**STORED RECORDS:**
┄┄┄┄┄┄

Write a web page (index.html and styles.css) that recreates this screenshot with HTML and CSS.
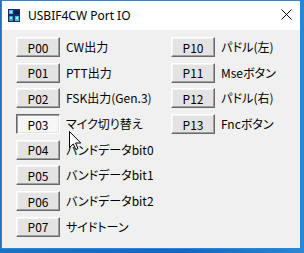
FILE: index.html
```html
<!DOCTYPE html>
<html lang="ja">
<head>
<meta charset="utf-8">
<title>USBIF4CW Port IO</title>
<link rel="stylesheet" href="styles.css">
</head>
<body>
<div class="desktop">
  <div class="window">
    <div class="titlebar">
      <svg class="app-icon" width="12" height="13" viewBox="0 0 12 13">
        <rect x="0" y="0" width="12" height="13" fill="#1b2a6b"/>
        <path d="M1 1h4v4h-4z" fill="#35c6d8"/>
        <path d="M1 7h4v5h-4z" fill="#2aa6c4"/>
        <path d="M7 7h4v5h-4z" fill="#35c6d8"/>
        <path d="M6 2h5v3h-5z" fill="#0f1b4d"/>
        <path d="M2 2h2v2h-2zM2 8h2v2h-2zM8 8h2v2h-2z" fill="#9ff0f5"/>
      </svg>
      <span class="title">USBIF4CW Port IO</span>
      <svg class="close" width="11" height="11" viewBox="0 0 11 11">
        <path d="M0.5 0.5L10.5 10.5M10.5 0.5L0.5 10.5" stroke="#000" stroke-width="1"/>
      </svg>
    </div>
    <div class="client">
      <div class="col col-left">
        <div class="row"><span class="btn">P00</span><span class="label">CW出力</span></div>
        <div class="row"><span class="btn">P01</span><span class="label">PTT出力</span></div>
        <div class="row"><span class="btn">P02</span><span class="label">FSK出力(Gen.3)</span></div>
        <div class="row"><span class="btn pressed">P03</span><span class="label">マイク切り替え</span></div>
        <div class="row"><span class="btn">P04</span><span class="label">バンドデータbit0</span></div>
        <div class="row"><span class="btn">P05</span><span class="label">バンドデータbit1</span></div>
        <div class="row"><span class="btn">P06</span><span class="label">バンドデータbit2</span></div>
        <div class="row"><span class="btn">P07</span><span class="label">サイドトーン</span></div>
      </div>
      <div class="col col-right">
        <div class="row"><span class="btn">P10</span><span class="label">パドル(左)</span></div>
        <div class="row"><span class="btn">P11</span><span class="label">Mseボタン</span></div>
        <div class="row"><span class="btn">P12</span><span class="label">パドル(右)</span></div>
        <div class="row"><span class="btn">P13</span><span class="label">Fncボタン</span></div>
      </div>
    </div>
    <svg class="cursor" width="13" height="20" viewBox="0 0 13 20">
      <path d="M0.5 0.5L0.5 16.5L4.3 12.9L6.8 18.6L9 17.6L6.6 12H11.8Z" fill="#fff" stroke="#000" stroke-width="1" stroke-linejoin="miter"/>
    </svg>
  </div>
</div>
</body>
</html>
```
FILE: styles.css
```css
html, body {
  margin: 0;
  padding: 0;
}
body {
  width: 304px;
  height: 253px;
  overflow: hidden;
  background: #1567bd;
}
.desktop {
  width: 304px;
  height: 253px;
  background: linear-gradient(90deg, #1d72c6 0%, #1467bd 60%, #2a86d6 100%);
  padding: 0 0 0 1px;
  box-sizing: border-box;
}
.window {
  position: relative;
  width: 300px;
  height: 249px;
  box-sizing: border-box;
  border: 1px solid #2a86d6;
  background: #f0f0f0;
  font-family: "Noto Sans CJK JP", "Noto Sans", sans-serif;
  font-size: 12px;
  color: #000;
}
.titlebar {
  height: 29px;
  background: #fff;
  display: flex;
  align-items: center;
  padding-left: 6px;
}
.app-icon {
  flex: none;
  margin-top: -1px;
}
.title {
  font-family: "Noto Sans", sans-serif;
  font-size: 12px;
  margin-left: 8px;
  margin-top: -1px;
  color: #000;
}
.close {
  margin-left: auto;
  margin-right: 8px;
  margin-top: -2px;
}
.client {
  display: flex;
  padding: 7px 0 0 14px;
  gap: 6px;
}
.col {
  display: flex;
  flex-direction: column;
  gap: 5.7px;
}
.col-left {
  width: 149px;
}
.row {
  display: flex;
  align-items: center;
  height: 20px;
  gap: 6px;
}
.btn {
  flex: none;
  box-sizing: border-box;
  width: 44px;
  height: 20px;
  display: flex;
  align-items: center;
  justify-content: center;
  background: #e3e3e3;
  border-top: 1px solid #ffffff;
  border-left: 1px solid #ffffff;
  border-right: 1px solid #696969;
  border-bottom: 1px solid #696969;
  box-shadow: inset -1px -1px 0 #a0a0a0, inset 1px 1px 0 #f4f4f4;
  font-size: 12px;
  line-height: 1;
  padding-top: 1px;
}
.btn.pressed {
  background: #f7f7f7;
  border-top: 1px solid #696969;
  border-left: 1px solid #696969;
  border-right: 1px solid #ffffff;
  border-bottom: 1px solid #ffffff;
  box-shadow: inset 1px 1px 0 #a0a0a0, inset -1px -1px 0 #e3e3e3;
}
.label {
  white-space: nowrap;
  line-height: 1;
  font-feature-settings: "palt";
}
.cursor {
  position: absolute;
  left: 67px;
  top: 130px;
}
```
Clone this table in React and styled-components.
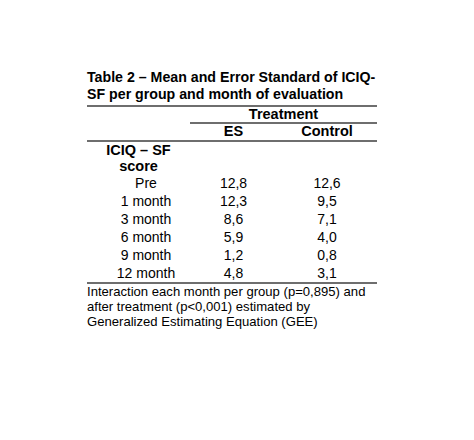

┄┄┄┄┄┄

Output a faithful copy of the data, with each picture left out.

Write a web page (index.html and styles.css) that recreates this screenshot with HTML and CSS.
FILE: index.html
```html
<!DOCTYPE html>
<html lang="ja">
<head>
<meta charset="utf-8">
<title>USBIF4CW Port IO</title>
<link rel="stylesheet" href="styles.css">
</head>
<body>
<div class="desktop">
  <div class="window">
    <div class="titlebar">
      <svg class="app-icon" width="12" height="13" viewBox="0 0 12 13">
        <rect x="0" y="0" width="12" height="13" fill="#1b2a6b"/>
        <path d="M1 1h4v4h-4z" fill="#35c6d8"/>
        <path d="M1 7h4v5h-4z" fill="#2aa6c4"/>
        <path d="M7 7h4v5h-4z" fill="#35c6d8"/>
        <path d="M6 2h5v3h-5z" fill="#0f1b4d"/>
        <path d="M2 2h2v2h-2zM2 8h2v2h-2zM8 8h2v2h-2z" fill="#9ff0f5"/>
      </svg>
      <span class="title">USBIF4CW Port IO</span>
      <svg class="close" width="11" height="11" viewBox="0 0 11 11">
        <path d="M0.5 0.5L10.5 10.5M10.5 0.5L0.5 10.5" stroke="#000" stroke-width="1"/>
      </svg>
    </div>
    <div class="client">
      <div class="col col-left">
        <div class="row"><span class="btn">P00</span><span class="label">CW出力</span></div>
        <div class="row"><span class="btn">P01</span><span class="label">PTT出力</span></div>
        <div class="row"><span class="btn">P02</span><span class="label">FSK出力(Gen.3)</span></div>
        <div class="row"><span class="btn pressed">P03</span><span class="label">マイク切り替え</span></div>
        <div class="row"><span class="btn">P04</span><span class="label">バンドデータbit0</span></div>
        <div class="row"><span class="btn">P05</span><span class="label">バンドデータbit1</span></div>
        <div class="row"><span class="btn">P06</span><span class="label">バンドデータbit2</span></div>
        <div class="row"><span class="btn">P07</span><span class="label">サイドトーン</span></div>
      </div>
      <div class="col col-right">
        <div class="row"><span class="btn">P10</span><span class="label">パドル(左)</span></div>
        <div class="row"><span class="btn">P11</span><span class="label">Mseボタン</span></div>
        <div class="row"><span class="btn">P12</span><span class="label">パドル(右)</span></div>
        <div class="row"><span class="btn">P13</span><span class="label">Fncボタン</span></div>
      </div>
    </div>
    <svg class="cursor" width="13" height="20" viewBox="0 0 13 20">
      <path d="M0.5 0.5L0.5 16.5L4.3 12.9L6.8 18.6L9 17.6L6.6 12H11.8Z" fill="#fff" stroke="#000" stroke-width="1" stroke-linejoin="miter"/>
    </svg>
  </div>
</div>
</body>
</html>
```
FILE: styles.css
```css
html, body {
  margin: 0;
  padding: 0;
}
body {
  width: 304px;
  height: 253px;
  overflow: hidden;
  background: #1567bd;
}
.desktop {
  width: 304px;
  height: 253px;
  background: linear-gradient(90deg, #1d72c6 0%, #1467bd 60%, #2a86d6 100%);
  padding: 0 0 0 1px;
  box-sizing: border-box;
}
.window {
  position: relative;
  width: 300px;
  height: 249px;
  box-sizing: border-box;
  border: 1px solid #2a86d6;
  background: #f0f0f0;
  font-family: "Noto Sans CJK JP", "Noto Sans", sans-serif;
  font-size: 12px;
  color: #000;
}
.titlebar {
  height: 29px;
  background: #fff;
  display: flex;
  align-items: center;
  padding-left: 6px;
}
.app-icon {
  flex: none;
  margin-top: -1px;
}
.title {
  font-family: "Noto Sans", sans-serif;
  font-size: 12px;
  margin-left: 8px;
  margin-top: -1px;
  color: #000;
}
.close {
  margin-left: auto;
  margin-right: 8px;
  margin-top: -2px;
}
.client {
  display: flex;
  padding: 7px 0 0 14px;
  gap: 6px;
}
.col {
  display: flex;
  flex-direction: column;
  gap: 5.7px;
}
.col-left {
  width: 149px;
}
.row {
  display: flex;
  align-items: center;
  height: 20px;
  gap: 6px;
}
.btn {
  flex: none;
  box-sizing: border-box;
  width: 44px;
  height: 20px;
  display: flex;
  align-items: center;
  justify-content: center;
  background: #e3e3e3;
  border-top: 1px solid #ffffff;
  border-left: 1px solid #ffffff;
  border-right: 1px solid #696969;
  border-bottom: 1px solid #696969;
  box-shadow: inset -1px -1px 0 #a0a0a0, inset 1px 1px 0 #f4f4f4;
  font-size: 12px;
  line-height: 1;
  padding-top: 1px;
}
.btn.pressed {
  background: #f7f7f7;
  border-top: 1px solid #696969;
  border-left: 1px solid #696969;
  border-right: 1px solid #ffffff;
  border-bottom: 1px solid #ffffff;
  box-shadow: inset 1px 1px 0 #a0a0a0, inset -1px -1px 0 #e3e3e3;
}
.label {
  white-space: nowrap;
  line-height: 1;
  font-feature-settings: "palt";
}
.cursor {
  position: absolute;
  left: 67px;
  top: 130px;
}
```
Clone this table in React and styled-components.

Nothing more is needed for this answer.